The study presents a novel nanoparticle separation device based on a nanofluidic rocking Brownian motor with increasing barrier heights, demonstrating high-resolution separation capabilities.

Findings

Separation resolution of approximately 2 nm predicted and experimentally supported.

Device effectively separates spherical gold particles of 80 nm and 100 nm diameters.

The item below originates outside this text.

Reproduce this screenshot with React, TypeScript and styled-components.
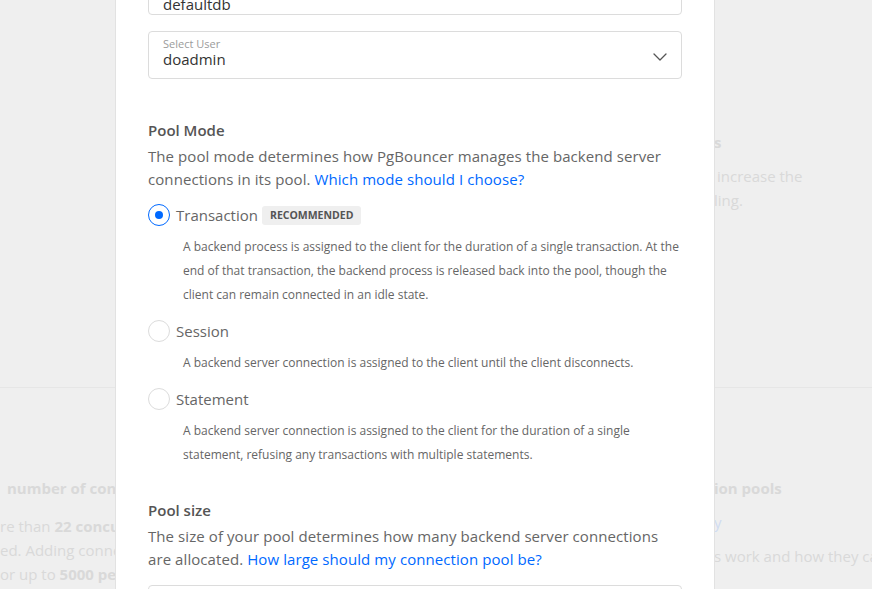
import { createGlobalStyle, styled } from 'styled-components';

const GlobalStyle = createGlobalStyle`
  html, body {
    margin: 0;
    padding: 0;
    background: #efefef;
  }
  body {
    font-family: 'Open Sans', 'Liberation Sans', Arial, sans-serif;
    -webkit-font-smoothing: antialiased;
  }
`;

const modes = [
  {
    name: 'Transaction',
    checked: true,
    badge: 'Recommended',
    text: 'A backend process is assigned to the client for the duration of a single transaction. At the end of that transaction, the backend process is released back into the pool, though the client can remain connected in an idle state.',
  },
  {
    name: 'Session',
    checked: false,
    text: 'A backend server connection is assigned to the client until the client disconnects.',
  },
  {
    name: 'Statement',
    checked: false,
    text: 'A backend server connection is assigned to the client for the duration of a single statement, refusing any transactions with multiple statements.',
  },
];

export default function App() {
  return (
    <>
      <GlobalStyle />
      <S.Screen>
        <S.Page>
          <S.Section $height={387}>
            <S.LeftCol />
            <S.RightCol $top={130}>
              <S.BgHeading>s</S.BgHeading>
              <S.BgText $indent={3}>increase the</S.BgText>
              <S.BgText>ling.</S.BgText>
            </S.RightCol>
          </S.Section>
          <S.Section $height={210}>
            <S.LeftCol $top={88}>
              <S.BgHeading $indent={7}>number of connections</S.BgHeading>
              <S.BgSpacer />
              <S.BgText>
                re than <b>22 concurrent</b> connections
              </S.BgText>
              <S.BgText>ed. Adding connection pools</S.BgText>
              <S.BgText>
                or up to <b>5000 per</b> pool
              </S.BgText>
            </S.LeftCol>
            <S.RightCol $top={88}>
              <S.BgHeading>ion pools</S.BgHeading>
              <S.BgLink>y</S.BgLink>
              <S.BgText $gap={10}>s work and how they can help</S.BgText>
            </S.RightCol>
          </S.Section>
        </S.Page>

        <S.Modal>
          <S.Field>
            <S.FieldLabel>Database</S.FieldLabel>
            <S.FieldValue>defaultdb</S.FieldValue>
          </S.Field>
          <S.Field $select>
            <div>
              <S.FieldLabel>Select User</S.FieldLabel>
              <S.FieldValue>doadmin</S.FieldValue>
            </div>
            <svg width="14" height="14" viewBox="0 0 14 14" fill="none">
              <path d="M1 4l6 6 6-6" stroke="#555" strokeWidth="1.3" strokeLinecap="round" strokeLinejoin="round" />
            </svg>
          </S.Field>

          <S.Heading $top={23}>Pool Mode</S.Heading>
          <S.Text>
            The pool mode determines how PgBouncer manages the backend server connections in its pool.{' '}
            <S.Link href="#">Which mode should I choose?</S.Link>
          </S.Text>

          <S.Options>
            {modes.map((m) => (
              <S.Option key={m.name}>
                <S.RadioRow>
                  <S.Radio $checked={m.checked} />
                  <S.RadioLabel>{m.name}</S.RadioLabel>
                  {m.badge && <S.Badge>{m.badge}</S.Badge>}
                </S.RadioRow>
                <S.Description>{m.text}</S.Description>
              </S.Option>
            ))}
          </S.Options>

          <S.Heading $top={31}>Pool size</S.Heading>
          <S.Text>
            The size of your pool determines how many backend server connections are allocated.{' '}
            <S.Link href="#">How large should my connection pool be?</S.Link>
          </S.Text>
          <S.Field $top={14} />
        </S.Modal>
      </S.Screen>
    </>
  );
}

const S = {
  Screen: styled.div`
    position: relative;
    width: 100%;
    height: 589px;
    overflow: hidden;
    background: #efefef;
  `,
  Page: styled.div`
    display: flex;
    flex-direction: column;
  `,
  Section: styled.div<{ $height: number }>`
    display: grid;
    grid-template-columns: 116px 598px 1fr;
    height: ${(p) => p.$height}px;
    border-bottom: 1px solid #e6e6e6;
    &:last-child {
      border-bottom: none;
    }
  `,
  LeftCol: styled.div<{ $top?: number }>`
    grid-column: 1;
    padding-top: ${(p) => p.$top ?? 0}px;
    overflow: hidden;
    white-space: nowrap;
  `,
  RightCol: styled.div<{ $top?: number }>`
    grid-column: 3;
    padding-top: ${(p) => p.$top ?? 0}px;
    overflow: hidden;
    white-space: nowrap;
  `,
  BgHeading: styled.div<{ $indent?: number }>`
    padding-left: ${(p) => p.$indent ?? 0}px;
    font-size: 15px;
    font-weight: 700;
    line-height: 24px;
    color: #d9d9d9;
    margin-bottom: 10px;
  `,
  BgSpacer: styled.div`
    height: 4px;
  `,
  BgText: styled.div<{ $indent?: number; $gap?: number }>`
    padding-left: ${(p) => p.$indent ?? 0}px;
    margin-top: ${(p) => p.$gap ?? 0}px;
    font-size: 15px;
    line-height: 24px;
    color: #d9d9d9;
    b {
      font-weight: 700;
    }
  `,
  BgLink: styled.div`
    font-size: 15px;
    line-height: 24px;
    color: #cfdcf2;
  `,
  Modal: styled.div`
    position: absolute;
    top: -33px;
    left: 115px;
    width: 600px;
    box-sizing: border-box;
    padding: 0 32px 40px;
    background: #fff;
    border-left: 1px solid #e2e2e2;
    border-right: 1px solid #e2e2e2;
    display: flex;
    flex-direction: column;
  `,
  Field: styled.div<{ $select?: boolean; $top?: number }>`
    box-sizing: border-box;
    height: 48px;
    margin-top: ${(p) => p.$top ?? 0}px;
    margin-bottom: 16px;
    padding: 5px 14px 0;
    border: 1px solid #dcdcdc;
    border-radius: 4px;
    display: flex;
    justify-content: space-between;
    align-items: ${(p) => (p.$select ? 'flex-start' : 'stretch')};
    flex-direction: ${(p) => (p.$select ? 'row' : 'column')};
    svg {
      margin-top: 13px;
    }
    &:last-child {
      margin-bottom: 0;
    }
  `,
  FieldLabel: styled.div`
    font-size: 11px;
    line-height: 13px;
    color: #9b9b9b;
  `,
  FieldValue: styled.div`
    font-size: 15px;
    line-height: 19px;
    color: #333;
  `,
  Heading: styled.h3<{ $top: number }>`
    margin: ${(p) => p.$top}px 0 3px;
    font-size: 15px;
    font-weight: 600;
    line-height: 24px;
    color: #555;
  `,
  Text: styled.p`
    margin: 0;
    font-size: 15px;
    line-height: 23px;
    letter-spacing: 0.08px;
    color: #666;
  `,
  Link: styled.a`
    color: #0069ff;
    text-decoration: none;
  `,
  Options: styled.div`
    display: flex;
    flex-direction: column;
    gap: 12px;
    margin-top: 12px;
  `,
  Option: styled.div`
    display: flex;
    flex-direction: column;
    gap: 8px;
  `,
  RadioRow: styled.div`
    display: flex;
    align-items: center;
    height: 24px;
  `,
  Radio: styled.span<{ $checked: boolean }>`
    box-sizing: border-box;
    width: 22px;
    height: 22px;
    border-radius: 50%;
    border: 1px solid ${(p) => (p.$checked ? '#0069ff' : '#dcdcdc')};
    display: flex;
    align-items: center;
    justify-content: center;
    &::after {
      content: '';
      width: 8px;
      height: 8px;
      border-radius: 50%;
      background: ${(p) => (p.$checked ? '#0069ff' : 'transparent')};
    }
  `,
  RadioLabel: styled.span`
    margin-left: 6px;
    font-size: 15px;
    color: #666;
  `,
  Badge: styled.span`
    margin-left: 4px;
    padding: 0 8px;
    height: 19px;
    display: inline-flex;
    align-items: center;
    border-radius: 3px;
    background: #efefef;
    font-size: 10.5px;
    font-weight: 700;
    color: #555;
    text-transform: uppercase;
  `,
  Description: styled.p`
    margin: 0;
    padding-left: 35px;
    font-size: 12px;
    line-height: 24px;
    color: #666;
  `,
};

The separation mechanism is governed by the energy landscape under forward tilt of the ratchet.

Abstract

We present a nanoparticle size-separation device based on a nanofluidic rocking Brownian motor. It features a ratchet-shaped electrostatic particle potential with increasing barrier heights along the particle transport direction. The sharp drop of the particle current with barrier height is exploited to separate a particle suspension into multiple sub-populations. By solving the Fokker--Planck equation, we show that the physics of the separation mechanism is governed by the energy landscape under forward tilt of the ratchet. For a given device geometry and sorting duration, the applied force is thus the only tunable parameter to increase the separation resolution. For the experimental conditions of 3.5 V applied voltage and 20 s sorting, we predict a separation resolution of $\sim 2$ nm, supported by experimental data for separating spherical gold particles of nominal 80 and 100 nm diameters.